* **Goal**: Restate the records that follow word for word; no pictures should appear.

/---

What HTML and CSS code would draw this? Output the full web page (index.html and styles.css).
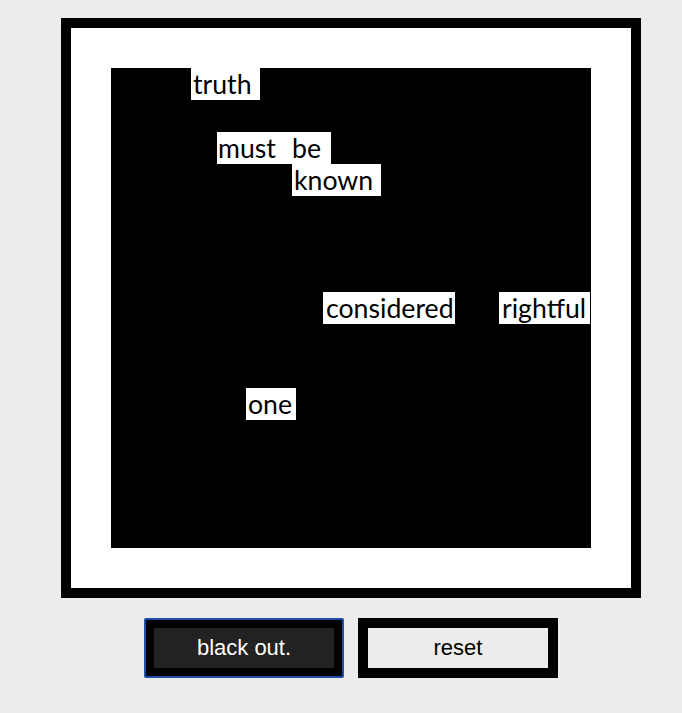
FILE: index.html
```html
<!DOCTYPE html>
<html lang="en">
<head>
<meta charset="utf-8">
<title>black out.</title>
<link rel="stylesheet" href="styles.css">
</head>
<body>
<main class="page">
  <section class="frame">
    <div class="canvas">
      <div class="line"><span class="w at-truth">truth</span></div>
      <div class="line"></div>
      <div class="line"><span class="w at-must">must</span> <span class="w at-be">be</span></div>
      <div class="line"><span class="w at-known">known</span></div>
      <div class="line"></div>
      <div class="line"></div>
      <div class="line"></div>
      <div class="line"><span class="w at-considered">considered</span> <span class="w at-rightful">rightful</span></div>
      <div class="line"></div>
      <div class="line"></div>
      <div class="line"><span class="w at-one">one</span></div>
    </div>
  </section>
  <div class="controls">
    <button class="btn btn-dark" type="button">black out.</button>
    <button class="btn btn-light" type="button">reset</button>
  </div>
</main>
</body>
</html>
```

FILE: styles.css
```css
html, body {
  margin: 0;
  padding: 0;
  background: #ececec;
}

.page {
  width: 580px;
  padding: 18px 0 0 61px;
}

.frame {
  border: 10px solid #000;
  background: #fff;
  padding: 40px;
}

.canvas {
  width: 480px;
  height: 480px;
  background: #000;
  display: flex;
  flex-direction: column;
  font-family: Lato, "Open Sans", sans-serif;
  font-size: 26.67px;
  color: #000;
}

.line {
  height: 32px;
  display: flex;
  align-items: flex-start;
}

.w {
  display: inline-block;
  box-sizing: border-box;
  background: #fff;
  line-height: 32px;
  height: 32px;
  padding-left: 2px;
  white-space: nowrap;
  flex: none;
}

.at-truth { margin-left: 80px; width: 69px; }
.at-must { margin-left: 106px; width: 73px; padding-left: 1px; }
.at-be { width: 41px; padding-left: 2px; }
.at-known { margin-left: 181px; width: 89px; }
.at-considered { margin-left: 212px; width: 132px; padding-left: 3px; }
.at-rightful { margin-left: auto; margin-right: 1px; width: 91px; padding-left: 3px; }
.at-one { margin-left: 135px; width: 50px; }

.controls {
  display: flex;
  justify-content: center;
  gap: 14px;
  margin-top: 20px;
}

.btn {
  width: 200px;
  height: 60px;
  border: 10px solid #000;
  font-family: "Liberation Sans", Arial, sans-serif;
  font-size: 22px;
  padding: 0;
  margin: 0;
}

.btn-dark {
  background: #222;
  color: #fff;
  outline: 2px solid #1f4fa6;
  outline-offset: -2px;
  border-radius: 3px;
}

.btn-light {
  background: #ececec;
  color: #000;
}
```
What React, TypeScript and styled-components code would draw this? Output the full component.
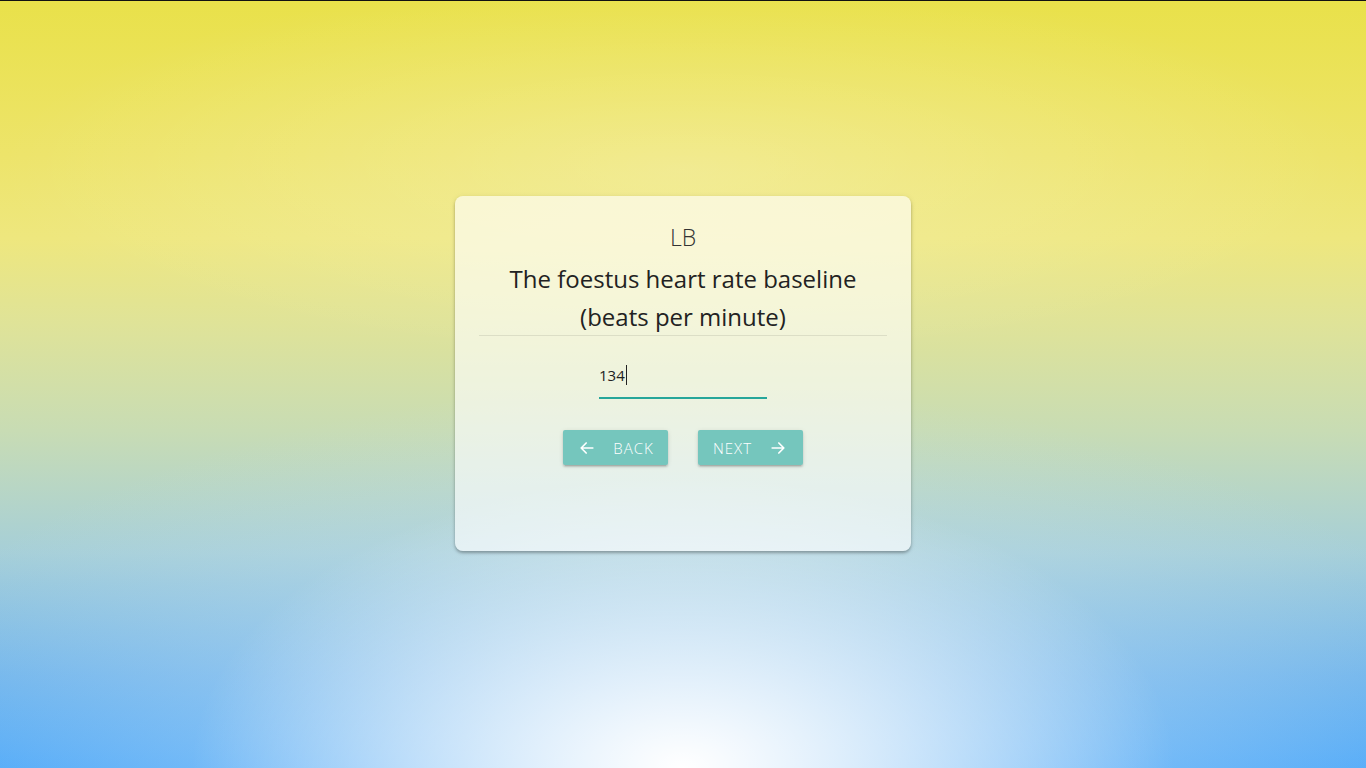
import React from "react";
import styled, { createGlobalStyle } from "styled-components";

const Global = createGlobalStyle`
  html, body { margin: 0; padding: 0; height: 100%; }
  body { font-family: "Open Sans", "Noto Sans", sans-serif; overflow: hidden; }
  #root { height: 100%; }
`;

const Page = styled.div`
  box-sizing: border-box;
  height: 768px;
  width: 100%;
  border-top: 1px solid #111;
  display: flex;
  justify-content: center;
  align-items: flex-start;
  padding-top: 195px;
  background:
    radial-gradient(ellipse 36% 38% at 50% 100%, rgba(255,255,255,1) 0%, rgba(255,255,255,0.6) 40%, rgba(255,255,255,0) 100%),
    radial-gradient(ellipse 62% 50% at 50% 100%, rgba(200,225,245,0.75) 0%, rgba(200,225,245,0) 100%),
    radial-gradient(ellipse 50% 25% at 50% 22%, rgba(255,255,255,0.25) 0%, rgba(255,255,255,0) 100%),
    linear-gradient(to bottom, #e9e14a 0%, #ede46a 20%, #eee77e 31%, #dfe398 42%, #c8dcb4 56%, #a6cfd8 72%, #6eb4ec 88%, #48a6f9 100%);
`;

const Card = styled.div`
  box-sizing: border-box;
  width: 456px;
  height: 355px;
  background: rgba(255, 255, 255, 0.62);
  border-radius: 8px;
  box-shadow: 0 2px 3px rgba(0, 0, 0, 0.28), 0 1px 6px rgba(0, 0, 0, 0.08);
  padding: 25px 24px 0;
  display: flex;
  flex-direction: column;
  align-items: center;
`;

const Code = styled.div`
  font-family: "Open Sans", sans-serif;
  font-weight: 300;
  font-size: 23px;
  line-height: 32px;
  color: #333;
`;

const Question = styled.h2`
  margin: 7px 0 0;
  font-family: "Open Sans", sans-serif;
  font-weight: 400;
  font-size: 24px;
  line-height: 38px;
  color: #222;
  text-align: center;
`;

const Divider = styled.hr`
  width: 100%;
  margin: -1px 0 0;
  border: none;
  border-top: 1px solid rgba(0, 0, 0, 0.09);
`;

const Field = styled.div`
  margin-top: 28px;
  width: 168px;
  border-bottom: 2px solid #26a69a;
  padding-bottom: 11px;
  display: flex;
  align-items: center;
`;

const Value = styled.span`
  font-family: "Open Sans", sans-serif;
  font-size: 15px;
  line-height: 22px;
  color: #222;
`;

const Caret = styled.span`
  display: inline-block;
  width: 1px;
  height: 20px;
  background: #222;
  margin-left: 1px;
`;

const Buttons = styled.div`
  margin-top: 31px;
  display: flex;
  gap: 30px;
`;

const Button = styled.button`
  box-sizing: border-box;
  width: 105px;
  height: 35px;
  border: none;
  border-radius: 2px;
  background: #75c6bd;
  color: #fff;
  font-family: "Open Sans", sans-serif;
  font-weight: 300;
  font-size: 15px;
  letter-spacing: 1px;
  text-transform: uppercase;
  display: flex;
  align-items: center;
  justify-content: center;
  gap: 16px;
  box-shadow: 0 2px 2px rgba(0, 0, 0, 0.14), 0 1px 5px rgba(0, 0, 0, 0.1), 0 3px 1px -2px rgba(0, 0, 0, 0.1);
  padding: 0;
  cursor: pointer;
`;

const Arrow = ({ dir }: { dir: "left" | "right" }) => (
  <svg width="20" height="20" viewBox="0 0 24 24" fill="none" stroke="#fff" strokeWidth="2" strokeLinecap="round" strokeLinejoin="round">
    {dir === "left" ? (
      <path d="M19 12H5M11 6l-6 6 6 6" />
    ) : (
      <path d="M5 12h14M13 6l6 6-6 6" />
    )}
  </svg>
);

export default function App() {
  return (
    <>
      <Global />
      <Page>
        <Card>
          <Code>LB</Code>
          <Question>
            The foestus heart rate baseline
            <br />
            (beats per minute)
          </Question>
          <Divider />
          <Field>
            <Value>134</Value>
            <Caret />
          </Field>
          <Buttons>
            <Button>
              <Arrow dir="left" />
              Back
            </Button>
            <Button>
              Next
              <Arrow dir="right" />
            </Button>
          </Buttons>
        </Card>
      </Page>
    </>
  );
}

\---

* **Result for this exercise**:
What HTML and CSS code would draw this? Output the full web page (index.html and styles.css).
FILE: index.html
```html
<!DOCTYPE html>
<html lang="en">
<head>
<meta charset="utf-8">
<title>black out.</title>
<link rel="stylesheet" href="styles.css">
</head>
<body>
<main class="page">
  <section class="frame">
    <div class="canvas">
      <div class="line"><span class="w at-truth">truth</span></div>
      <div class="line"></div>
      <div class="line"><span class="w at-must">must</span> <span class="w at-be">be</span></div>
      <div class="line"><span class="w at-known">known</span></div>
      <div class="line"></div>
      <div class="line"></div>
      <div class="line"></div>
      <div class="line"><span class="w at-considered">considered</span> <span class="w at-rightful">rightful</span></div>
      <div class="line"></div>
      <div class="line"></div>
      <div class="line"><span class="w at-one">one</span></div>
    </div>
  </section>
  <div class="controls">
    <button class="btn btn-dark" type="button">black out.</button>
    <button class="btn btn-light" type="button">reset</button>
  </div>
</main>
</body>
</html>
```

FILE: styles.css
```css
html, body {
  margin: 0;
  padding: 0;
  background: #ececec;
}

.page {
  width: 580px;
  padding: 18px 0 0 61px;
}

.frame {
  border: 10px solid #000;
  background: #fff;
  padding: 40px;
}

.canvas {
  width: 480px;
  height: 480px;
  background: #000;
  display: flex;
  flex-direction: column;
  font-family: Lato, "Open Sans", sans-serif;
  font-size: 26.67px;
  color: #000;
}

.line {
  height: 32px;
  display: flex;
  align-items: flex-start;
}

.w {
  display: inline-block;
  box-sizing: border-box;
  background: #fff;
  line-height: 32px;
  height: 32px;
  padding-left: 2px;
  white-space: nowrap;
  flex: none;
}

.at-truth { margin-left: 80px; width: 69px; }
.at-must { margin-left: 106px; width: 73px; padding-left: 1px; }
.at-be { width: 41px; padding-left: 2px; }
.at-known { margin-left: 181px; width: 89px; }
.at-considered { margin-left: 212px; width: 132px; padding-left: 3px; }
.at-rightful { margin-left: auto; margin-right: 1px; width: 91px; padding-left: 3px; }
.at-one { margin-left: 135px; width: 50px; }

.controls {
  display: flex;
  justify-content: center;
  gap: 14px;
  margin-top: 20px;
}

.btn {
  width: 200px;
  height: 60px;
  border: 10px solid #000;
  font-family: "Liberation Sans", Arial, sans-serif;
  font-size: 22px;
  padding: 0;
  margin: 0;
}

.btn-dark {
  background: #222;
  color: #fff;
  outline: 2px solid #1f4fa6;
  outline-offset: -2px;
  border-radius: 3px;
}

.btn-light {
  background: #ececec;
  color: #000;
}
```
What React, TypeScript and styled-components code would draw this? Output the full component.
import React from "react";
import styled, { createGlobalStyle } from "styled-components";

const Global = createGlobalStyle`
  html, body { margin: 0; padding: 0; height: 100%; }
  body { font-family: "Open Sans", "Noto Sans", sans-serif; overflow: hidden; }
  #root { height: 100%; }
`;

const Page = styled.div`
  box-sizing: border-box;
  height: 768px;
  width: 100%;
  border-top: 1px solid #111;
  display: flex;
  justify-content: center;
  align-items: flex-start;
  padding-top: 195px;
  background:
    radial-gradient(ellipse 36% 38% at 50% 100%, rgba(255,255,255,1) 0%, rgba(255,255,255,0.6) 40%, rgba(255,255,255,0) 100%),
    radial-gradient(ellipse 62% 50% at 50% 100%, rgba(200,225,245,0.75) 0%, rgba(200,225,245,0) 100%),
    radial-gradient(ellipse 50% 25% at 50% 22%, rgba(255,255,255,0.25) 0%, rgba(255,255,255,0) 100%),
    linear-gradient(to bottom, #e9e14a 0%, #ede46a 20%, #eee77e 31%, #dfe398 42%, #c8dcb4 56%, #a6cfd8 72%, #6eb4ec 88%, #48a6f9 100%);
`;

const Card = styled.div`
  box-sizing: border-box;
  width: 456px;
  height: 355px;
  background: rgba(255, 255, 255, 0.62);
  border-radius: 8px;
  box-shadow: 0 2px 3px rgba(0, 0, 0, 0.28), 0 1px 6px rgba(0, 0, 0, 0.08);
  padding: 25px 24px 0;
  display: flex;
  flex-direction: column;
  align-items: center;
`;

const Code = styled.div`
  font-family: "Open Sans", sans-serif;
  font-weight: 300;
  font-size: 23px;
  line-height: 32px;
  color: #333;
`;

const Question = styled.h2`
  margin: 7px 0 0;
  font-family: "Open Sans", sans-serif;
  font-weight: 400;
  font-size: 24px;
  line-height: 38px;
  color: #222;
  text-align: center;
`;

const Divider = styled.hr`
  width: 100%;
  margin: -1px 0 0;
  border: none;
  border-top: 1px solid rgba(0, 0, 0, 0.09);
`;

const Field = styled.div`
  margin-top: 28px;
  width: 168px;
  border-bottom: 2px solid #26a69a;
  padding-bottom: 11px;
  display: flex;
  align-items: center;
`;

const Value = styled.span`
  font-family: "Open Sans", sans-serif;
  font-size: 15px;
  line-height: 22px;
  color: #222;
`;

const Caret = styled.span`
  display: inline-block;
  width: 1px;
  height: 20px;
  background: #222;
  margin-left: 1px;
`;

const Buttons = styled.div`
  margin-top: 31px;
  display: flex;
  gap: 30px;
`;

const Button = styled.button`
  box-sizing: border-box;
  width: 105px;
  height: 35px;
  border: none;
  border-radius: 2px;
  background: #75c6bd;
  color: #fff;
  font-family: "Open Sans", sans-serif;
  font-weight: 300;
  font-size: 15px;
  letter-spacing: 1px;
  text-transform: uppercase;
  display: flex;
  align-items: center;
  justify-content: center;
  gap: 16px;
  box-shadow: 0 2px 2px rgba(0, 0, 0, 0.14), 0 1px 5px rgba(0, 0, 0, 0.1), 0 3px 1px -2px rgba(0, 0, 0, 0.1);
  padding: 0;
  cursor: pointer;
`;

const Arrow = ({ dir }: { dir: "left" | "right" }) => (
  <svg width="20" height="20" viewBox="0 0 24 24" fill="none" stroke="#fff" strokeWidth="2" strokeLinecap="round" strokeLinejoin="round">
    {dir === "left" ? (
      <path d="M19 12H5M11 6l-6 6 6 6" />
    ) : (
      <path d="M5 12h14M13 6l6 6-6 6" />
    )}
  </svg>
);

export default function App() {
  return (
    <>
      <Global />
      <Page>
        <Card>
          <Code>LB</Code>
          <Question>
            The foestus heart rate baseline
            <br />
            (beats per minute)
          </Question>
          <Divider />
          <Field>
            <Value>134</Value>
            <Caret />
          </Field>
          <Buttons>
            <Button>
              <Arrow dir="left" />
              Back
            </Button>
            <Button>
              Next
              <Arrow dir="right" />
            </Button>
          </Buttons>
        </Card>
      </Page>
    </>
  );
}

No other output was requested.